Die Klägerin war der Auffassung, dass für sie die Ausnahme gemäß § 15 Abs. 6 AStG greifen müsse – nämlich, dass die Durchgriffsbesteuerung auf die in Deutschland unbeschränkt steuerpflichtigen Personen nicht anwendbar ist, wenn das Stiftungsvermögen der Verfügungsmacht der Destinatäre und des Stifters rechtlich und tatsächlich entzogen ist.

II. Rechtliche Bewertung

Der BFH stellte fest, dass § 15 Abs. 6 AStG in seiner bisherigen Anwendung gegen die Kapitalverkehrsfreiheit nach Art. 63 AEUV verstößt, wenn er ausländische Familienstiftungen in Drittstaaten grundsätzlich von der Ausnahmeregelung ausschließt. Eine unionsrechtskonforme Auslegung erfordert daher die Anwendung der Escape-Klausel auch auf Familienstiftungen in Drittstaaten, sofern:

  • den Destinatären die Verfügungsmacht über das Stiftungsvermögen rechtlich und tatsächlich entzogen ist und
  • zwischen Deutschland und dem Drittstaat ein ausreichender Informationsaustausch zur Durchführung der Besteuerung besteht (z. B. durch eine weitreichende Auskunftsklausel im Doppelbesteuerungsabkommen).

Im konkreten Fall waren diese Voraussetzungen erfüllt, sodass die Zurechnungsbesteuerung nicht anwendbar war.

III. Situation DE – VAE

In den VAE gibt es derzeit kein Doppelbesteuerungsabkommen mit Deutschland. Auch existiert keine Auskunftsvereinbarung mehr, wie sie noch bis 2006 bestand. Bis 2006 enthielt das damalige DBA DE–VAE ein Verständigungsverfahren gemäß Art. 24. Mit dem Außerkrafttreten des DBAs entfiel jedoch auch dieses Verfahren, sodass die Voraussetzung eines ausreichenden Informationsaustauschs aktuell nicht erfüllt ist.

Zwar gibt es vereinzelt Auskünfte aus den VAE an Deutschland über lokale Vorgänge mit steuerlichen Implikationen, jedoch existiert kein offizielles Abkommen.
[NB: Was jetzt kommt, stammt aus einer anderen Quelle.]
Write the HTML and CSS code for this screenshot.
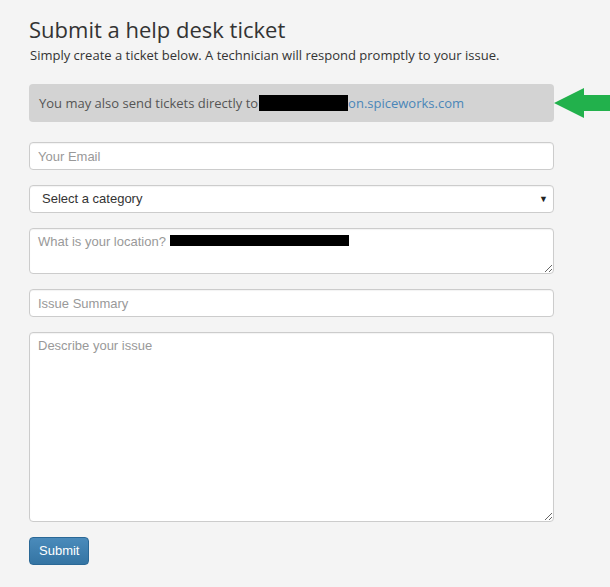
FILE: index.html
```html
<!DOCTYPE html>
<html>
<head>
<meta charset="utf-8">
<link rel="stylesheet" href="styles.css">
</head>
<body>
<div class="page">
  <h1 class="title">Submit a help desk ticket</h1>
  <p class="lead">Simply create a ticket below. A technician will respond promptly to your issue.</p>
  <div class="notice">
    You may also send tickets directly to<span class="redact redact-email"></span><a class="link" href="#">on.spiceworks.com</a>
    <svg class="arrow" width="57" height="32" viewBox="0 0 57 32"><path d="M0 16 L30 1 L30 8 L57 8 L57 24 L30 24 L30 31 Z" fill="#22b14c"/></svg>
  </div>
  <form class="form">
    <input class="field" type="text" placeholder="Your Email">
    <div class="select-wrap">
      <select class="field select"><option>Select a category</option></select>
      <span class="caret">&#9660;</span>
    </div>
    <div class="area-wrap">
      <textarea class="field area-location" placeholder="What is your location?"></textarea>
      <span class="redact redact-location"></span>
    </div>
    <input class="field" type="text" placeholder="Issue Summary">
    <textarea class="field area-issue" placeholder="Describe your issue"></textarea>
    <div class="actions"><button class="btn" type="button">Submit</button></div>
  </form>
</div>
</body>
</html>
```
FILE: styles.css
```css
html, body {
  margin: 0;
  padding: 0;
  background: #f4f4f4;
}
.page {
  width: 525px;
  padding: 16px 0 0 29px;
  font-family: "Open Sans", "Liberation Sans", sans-serif;
  color: #333;
}
.title {
  margin: 0;
  font-size: 22px;
  font-weight: 400;
  line-height: 26px;
  color: #333;
}
.lead {
  margin: 4px 0 0 1px;
  font-size: 13px;
  line-height: 18px;
}
.notice {
  position: relative;
  margin-top: 20px;
  background: #d3d3d3;
  border-radius: 4px;
  padding: 10px 10px;
  font-size: 13px;
  line-height: 18px;
  color: #555;
}
.link {
  color: #4a86b8;
  text-decoration: none;
}
.redact {
  display: inline-block;
  background: #000;
}
.redact-email {
  width: 89px;
  height: 16px;
  margin-left: 1px;
  vertical-align: -3px;
}
.arrow {
  position: absolute;
  left: 525px;
  top: 3px;
}
.form {
  display: flex;
  flex-direction: column;
  gap: 15px;
  margin-top: 20px;
}
.field {
  box-sizing: border-box;
  width: 525px;
  height: 28px;
  margin: 0;
  border: 1px solid #ccc;
  border-radius: 4px;
  background: #fff;
  padding: 4px 8px;
  font-family: "Liberation Sans", Arial, sans-serif;
  font-size: 13px;
  line-height: 18px;
  color: #333;
  box-shadow: inset 0 1px 1px rgba(0,0,0,0.05);
  outline: none;
}
.field::placeholder {
  color: #999;
}
.select-wrap, .area-wrap {
  position: relative;
  display: flex;
}
.select {
  appearance: none;
  -webkit-appearance: none;
  padding-left: 12px;
}
.caret {
  position: absolute;
  right: 6px;
  top: 8px;
  font-size: 9px;
  line-height: 12px;
  color: #222;
  pointer-events: none;
}
.area-location {
  height: 46px;
  resize: vertical;
}
.redact-location {
  position: absolute;
  left: 141px;
  top: 7px;
  width: 179px;
  height: 11px;
}
.area-issue {
  height: 190px;
  resize: vertical;
}
.actions {
  display: flex;
}
.btn {
  height: 28px;
  padding: 0 9px;
  border: 1px solid #2a6896;
  border-radius: 4px;
  background: linear-gradient(#4a8bbb, #3474a3);
  color: #fff;
  font-family: "Liberation Sans", Arial, sans-serif;
  font-size: 13px;
  line-height: 18px;
}
```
Solange ein solches Abkommen oder eine entsprechende Vereinbarung nicht existiert, gilt für VAE-Stiftungen: Selbst wenn dem Stifter und den Destinatären das Vermögen rechtlich und tatsächlich entzogen ist, werden die in DE unbeschränkt steuerpflichtigen Begünstigten bzw. deren unbeschränkt steuerpflichtige Stifter gemäß ihres wirtschaftlichen Interesses an der Stiftung besteuert (Zurechnungsbesteuerung nach § 15 Abs. 1 AStG).

IV. Zusammenfassung

Wer eine Stiftung in Drittstaaten plant, sollte bei deren Gestaltung generell die Möglichkeit der Anwendung der Escape-Klausel des § 15 Abs. 6 AStG prüfen. Voraussetzung ist, dass den Destinatären die Verfügungsmacht über das Stiftungsvermögen entzogen ist und ein ausreichender Informationsaustausch mit dem Drittstaat besteht. Dies ist insbesondere bei Ländern mit umfassenden Auskunftsklauseln im DBA relevant.
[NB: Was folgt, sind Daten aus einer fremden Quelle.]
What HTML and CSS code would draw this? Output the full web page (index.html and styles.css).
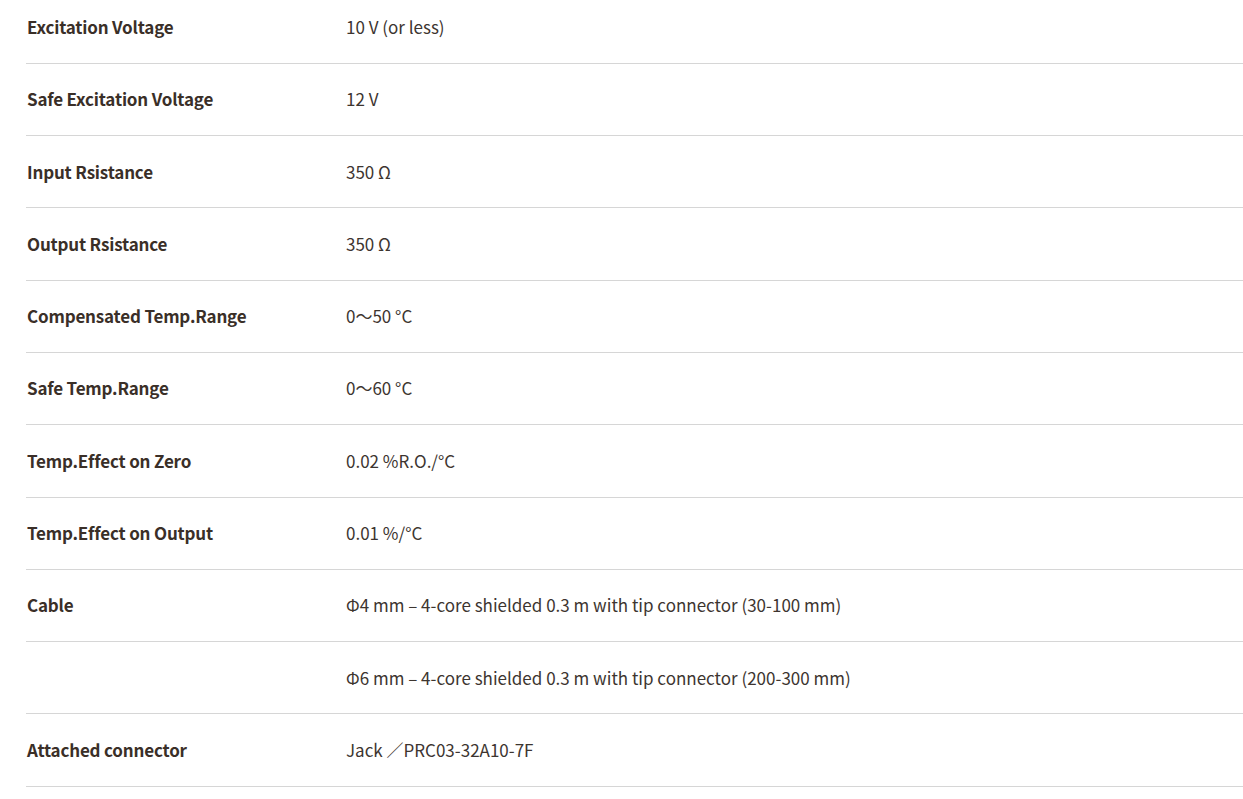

Das Urteil des BFH erfordert eine Überprüfung bestehender Strukturen und bietet Gestaltungsspielräume, um die Zurechnungsbesteuerung zu vermeiden. Es ist ratsam, bestehende Stiftungsstrukturen im Lichte dieses Urteils zu analysieren und gegebenenfalls anzupassen.